Aku dan Sastra
Yang kita sukai
selalu menggambarkan bagaimana kita. Bagiku sederhana, aku menyukai sastra
seperti pagi dan siang yang rela bertukar tempat dengan penuh keikhlasan. Aku mencari
makna dalam sastra. Terkadang saat lelah menghampiri, sastra justru datang
menawarkan makna yang terbungkus rapi dalam barisan kata. Membuat kehidupan
puitis di tengah zaman yang selalu seperti ilmu pasti, jelas dan tergesa-gesa. Sastra
dengan mudah terserat ke urat-urat mozaik yang di jalani setiap insan. Sederhana
tapi lembut memberi nuansa estetika. Mesra seperti belaian angin di pagi hari
yang semilir.
Aku sebal ketika
orang tuaku yang guru matematika itu mengatakan “Sastra adalah jurusannya orang
ngelamun”. Meski tidak sepenuhnya salah, tapi ini jelas perkataan picik dengan
pemikiran dangkal (maaf ayah:D). Kebanyakan orang memandang bahwa sastra tidak
bisa menghidupi. Maka secara intuisi mereka akan melabuhkan cita pada kejelasan
yang sebenarnya juga spekulasi terhadap masa depan. Lihat saja, jurusan ekonomi
yang paling laris saja lulusannya banyak nganggur. Itu karena apa? Karena
mereka berpikiran sama dan memproyeksikan kesamaan tersebut bukan pada aspek
yang seharusnya bisa digali. Betapa banyak pemimpi, para pencari sejati, yang
akhirnya hanya menjadi mahasiswa menderita lantaran terpetakan oleh keegoisan
orang tua. Memangnya siapa yang menjalani? Bagiku sendiri, orang tua hanyalah
semacam fasilitator yang seharusnya berada pada batas di mana mereka memberi
dan mengerti kemauan anak. Tidak perlu hipokrit bahwa dulu mereka juga manusia
yang terkorbankan kepentingan “menjadi”, lalu melapiaskan utopianya pada darah
daging sendiri.
Pernah suatu kali
aku bermimpi menjadi dokter. Tampil istimewa dengan jas putih menawan yang
mengimplikasikan ketebalan kantong. Sekali suntik duitnya bisa buat beli
selusin boneka Barbie dan puluhan bungkus coklat lezat. Tapi impian asal itu
tidak berlangsung lama, mungkin hanya berumur sampai aku kelas satu SMP. Di
mana pencarian intelektualitas sesungguhnya di mulai. Tempat saat seseorang
mencoba menemukan kebahagiaan pada tumpukan buku di perpustakaan. Dan kebahagiaanku
terselip pada sajak-sajak puitis Chairil Anwar, kisah rumit yang dibangun STA[1]

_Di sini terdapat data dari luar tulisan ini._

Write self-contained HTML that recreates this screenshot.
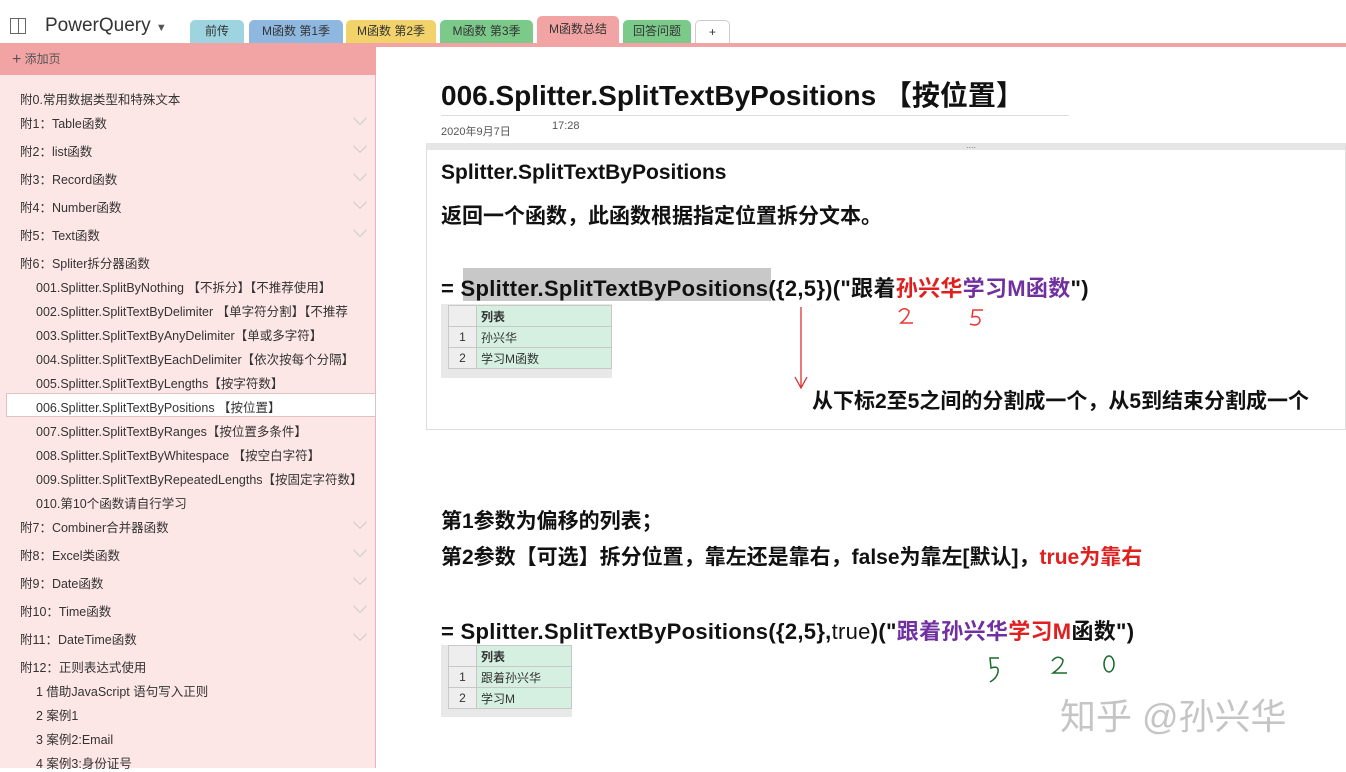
<!DOCTYPE html>
<html><head><meta charset="utf-8"><style>
*{margin:0;padding:0;box-sizing:border-box}
body{width:1346px;height:768px;overflow:hidden;background:#fff;font-family:"Liberation Sans","Noto Sans CJK SC",sans-serif;position:relative;color:#222}
.abs{position:absolute}
.tab{position:absolute;top:20px;height:23px;border-radius:5px 5px 0 0;font-size:12px;text-align:center;line-height:23px;color:#333}
#side{left:0;top:47px;width:376px;height:721px;background:#fde6e6;border-right:1px solid #e9b5b5}
#hdr{left:0;top:47px;width:376px;height:28px;background:#f2a4a4;font-size:12px;color:#555;line-height:24px;padding-left:12px}
.it{position:absolute;font-size:12.5px;color:#333;white-space:nowrap}
.chev{position:absolute;left:355px;width:10px;height:10px;border-right:1px solid #ccc;border-bottom:1px solid #ccc;transform:rotate(45deg)}
.b{font-weight:bold;font-family:"Liberation Sans","Noto Sans CJK SC",sans-serif;color:#111;white-space:nowrap}
table{border-collapse:collapse;font-size:12px}
td{border:1px solid #c8c8c8;height:21px;padding:0 4px;color:#333}
</style></head><body>
<div class="abs" style="left:0;top:0;width:1346px;height:44px;background:#fff"></div>
<div class="abs" style="left:10px;top:18px;width:16px;height:16px;border:1px solid #666"></div>
<div class="abs" style="left:18px;top:18px;width:1px;height:16px;background:#666"></div>
<div class="abs" style="left:45px;top:15px;font-size:19px;color:#333">PowerQuery <span style="font-size:11px;color:#555">▼</span></div>
<div class="tab" style="left:190px;width:54px;background:#9ed3e0">前传</div>
<div class="tab" style="left:249px;width:94px;background:#8fb8e0">M函数 第1季</div>
<div class="tab" style="left:346px;width:90px;background:#f2d36b">M函数 第2季</div>
<div class="tab" style="left:440px;width:93px;background:#7cca8a">M函数 第3季</div>
<div class="tab" style="left:537px;width:82px;top:16px;height:28px;background:#f2a4a4;line-height:26px">M函数总结</div>
<div class="tab" style="left:623px;width:68px;background:#7cca8a">回答问题</div>
<div class="tab" style="left:695px;width:35px;background:#fff;border:1px solid #ccc;border-bottom:none">+</div>
<div class="abs" style="left:0;top:43px;width:1346px;height:4px;background:#f2a4a4"></div>
<div class="abs" id="side"></div>
<div class="abs" id="hdr"><span style="font-size:16px;vertical-align:-1px">+</span> 添加页</div>
<div class="it" style="left:20px;top:89px">附0.常用数据类型和特殊文本</div>
<div class="it" style="left:20px;top:113px">附1：Table函数</div><div class="chev" style="top:113px"></div>
<div class="it" style="left:20px;top:141px">附2：list函数</div><div class="chev" style="top:141px"></div>
<div class="it" style="left:20px;top:169px">附3：Record函数</div><div class="chev" style="top:169px"></div>
<div class="it" style="left:20px;top:197px">附4：Number函数</div><div class="chev" style="top:197px"></div>
<div class="it" style="left:20px;top:225px">附5：Text函数</div><div class="chev" style="top:225px"></div>
<div class="it" style="left:20px;top:253px">附6：Spliter拆分器函数</div>
<div class="it" style="left:36px;top:277px">001.Splitter.SplitByNothing 【不拆分】【不推荐使用】</div>
<div class="it" style="left:36px;top:301px">002.Splitter.SplitTextByDelimiter 【单字符分割】【不推荐</div>
<div class="it" style="left:36px;top:325px">003.Splitter.SplitTextByAnyDelimiter【单或多字符】</div>
<div class="it" style="left:36px;top:349px">004.Splitter.SplitTextByEachDelimiter【依次按每个分隔】</div>
<div class="it" style="left:36px;top:373px">005.Splitter.SplitTextByLengths【按字符数】</div>
<div class="abs" style="left:6px;top:393px;width:370px;height:24px;background:#fff;border:1px solid #e0c0c0"></div>
<div class="it" style="left:36px;top:397px">006.Splitter.SplitTextByPositions 【按位置】</div>
<div class="it" style="left:36px;top:421px">007.Splitter.SplitTextByRanges【按位置多条件】</div>
<div class="it" style="left:36px;top:445px">008.Splitter.SplitTextByWhitespace 【按空白字符】</div>
<div class="it" style="left:36px;top:469px">009.Splitter.SplitTextByRepeatedLengths【按固定字符数】</div>
<div class="it" style="left:36px;top:493px">010.第10个函数请自行学习</div>
<div class="it" style="left:20px;top:517px">附7：Combiner合并器函数</div><div class="chev" style="top:517px"></div>
<div class="it" style="left:20px;top:545px">附8：Excel类函数</div><div class="chev" style="top:545px"></div>
<div class="it" style="left:20px;top:573px">附9：Date函数</div><div class="chev" style="top:573px"></div>
<div class="it" style="left:20px;top:601px">附10：Time函数</div><div class="chev" style="top:601px"></div>
<div class="it" style="left:20px;top:629px">附11：DateTime函数</div><div class="chev" style="top:629px"></div>
<div class="it" style="left:20px;top:657px">附12：正则表达式使用</div>
<div class="it" style="left:36px;top:681px">1 借助JavaScript 语句写入正则</div>
<div class="it" style="left:36px;top:705px">2 案例1</div>
<div class="it" style="left:36px;top:729px">3 案例2:Email</div>
<div class="it" style="left:36px;top:753px">4 案例3:身份证号</div>

<div class="abs b" style="left:441px;top:74px;font-size:28px">006.Splitter.SplitTextByPositions 【按位置】</div>
<div class="abs" style="left:441px;top:115px;width:628px;height:1px;background:#ddd"></div>
<div class="abs" style="left:441px;top:123px;font-size:11px;color:#555">2020年9月7日</div>
<div class="abs" style="left:552px;top:120px;font-size:11px;color:#555">17:28</div>
<div class="abs" style="left:426px;top:143px;width:920px;height:287px;border:1px solid #ddd;border-top:7px solid #e6e6e6"></div>
<div class="abs" style="left:966px;top:140px;font-size:9px;color:#777">....</div>
<div class="abs b" style="left:441px;top:161px;font-size:21px">Splitter.SplitTextByPositions</div>
<div class="abs b" style="left:441px;top:200px;font-size:21px">返回一个函数，此函数根据指定位置拆分文本。</div>
<div class="abs" style="left:463px;top:268px;width:308px;height:33px;background:#c8c8c8"></div>
<div class="abs b" style="left:441px;top:271px;font-size:22px;letter-spacing:0.3px">= Splitter.SplitTextByPositions({2,5})("跟着<span style="color:#e0201e">孙兴华</span><span style="color:#7030a0">学习M函数</span>")</div>
<div class="abs" style="left:441px;top:304px;width:171px;height:74px;background:#e8e8e8"></div>
<table class="abs" style="left:448px;top:305px;width:164px"><tr><td style="width:28px;background:#eee"></td><td style="background:#d5f0e0;font-weight:bold">列表</td></tr><tr><td style="text-align:center;background:#eee">1</td><td style="background:#d5f0e0">孙兴华</td></tr><tr><td style="text-align:center;background:#eee">2</td><td style="background:#d5f0e0">学习M函数</td></tr></table>
<svg class="abs" style="left:0;top:0" width="1346" height="768"><path d="M801 307V388M795 377l6 11 6-11" stroke="#d33" fill="none" stroke-width="1.3"/>
<path d="M899 312q5-6 10-1q0 5-8 12h12" stroke="#e33" fill="none" stroke-width="1.5"/>
<path d="M983 310h-10l-1 7q8-2 8 4q-2 6-10 3" stroke="#e33" fill="none" stroke-width="1.5"/>
<path d="M999 658h-9l1 10q8-3 7 4q-1 6-8 10" stroke="#1a6b2a" fill="none" stroke-width="1.5"/>
<path d="M1052 661q6-7 11-1q0 6-10 13h14" stroke="#1a6b2a" fill="none" stroke-width="1.5"/>
<ellipse cx="1109" cy="664" rx="5" ry="8" stroke="#1a6b2a" fill="none" stroke-width="1.5"/></svg>
<div class="abs b" style="left:812px;top:385px;font-size:21px">从下标2至5之间的分割成一个，从5到结束分割成一个</div>
<div class="abs b" style="left:441px;top:505px;font-size:21px">第1参数为偏移的列表；</div>
<div class="abs b" style="left:441px;top:541px;font-size:21px">第2参数【可选】拆分位置，靠左还是靠右，false为靠左[默认]，<span style="color:#e0201e">true为靠右</span></div>
<div class="abs b" style="left:441px;top:614px;font-size:22px;letter-spacing:0.3px">= Splitter.SplitTextByPositions({2,5},<span style="font-weight:normal">true</span>)("<span style="color:#7030a0">跟着孙兴华</span><span style="color:#e0201e">学习M</span>函数")</div>
<div class="abs" style="left:441px;top:645px;width:131px;height:72px;background:#e8e8e8"></div>
<table class="abs" style="left:448px;top:645px;width:124px"><tr><td style="width:28px;background:#eee"></td><td style="background:#d5f0e0;font-weight:bold">列表</td></tr><tr><td style="text-align:center;background:#eee">1</td><td style="background:#d5f0e0">跟着孙兴华</td></tr><tr><td style="text-align:center;background:#eee">2</td><td style="background:#d5f0e0">学习M</td></tr></table>
<div class="abs" style="left:1060px;top:688px;font-size:36px;color:rgba(150,150,150,0.55);font-family:'Liberation Sans','Noto Sans CJK SC',sans-serif">知乎 @孙兴华</div>
</body></html>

dan gemerlap dunia remaja gaya Dyan Nuranindya. Rasa suka yang tiba-tiba muncul
pada untaian kata mulai kentara ketika menginjak SMA. Melahap semakin banyak
novel yang sekarang kukenal menjadi dua macam, serius dan popular. Meski tetap
mendapat tantangan saat meminta izin mengambil jurusan Sastra Indonesia. Aku dihujat
orangtua habis-habisan, “Mau jadi apa kamu? Nulis aja nggak becus”.
Manusiawi sekali
jika semakin dikekang, seseorang kian garang menentang. Aku tidak ingin seperti
2 orang kakakku yang menjalani kuliah dengan orientasi kerja. Memasrahkan diri
untuk berkutat pada hal yang sama sekali tidak kita sukai adalah kebodohan
besar. Untuk apa sekolah jika berujung pada muara kemuakan hidup atas
terbengkalainya harap. Nyawa kita satu, dan selama ia masih menyatu dengan
tubuh, maka cita-cita harus ditegakkan demi kebahagiaan jiwa. Aku memilih
sastra sebagai labuhan. Tak peduli tembok tebal yang gagah menghadang antara
aku dan sukses masa depan. Toh bagiku memilih berarti sanggup menggendong
sendiri beban yang hadir bersama pilihan.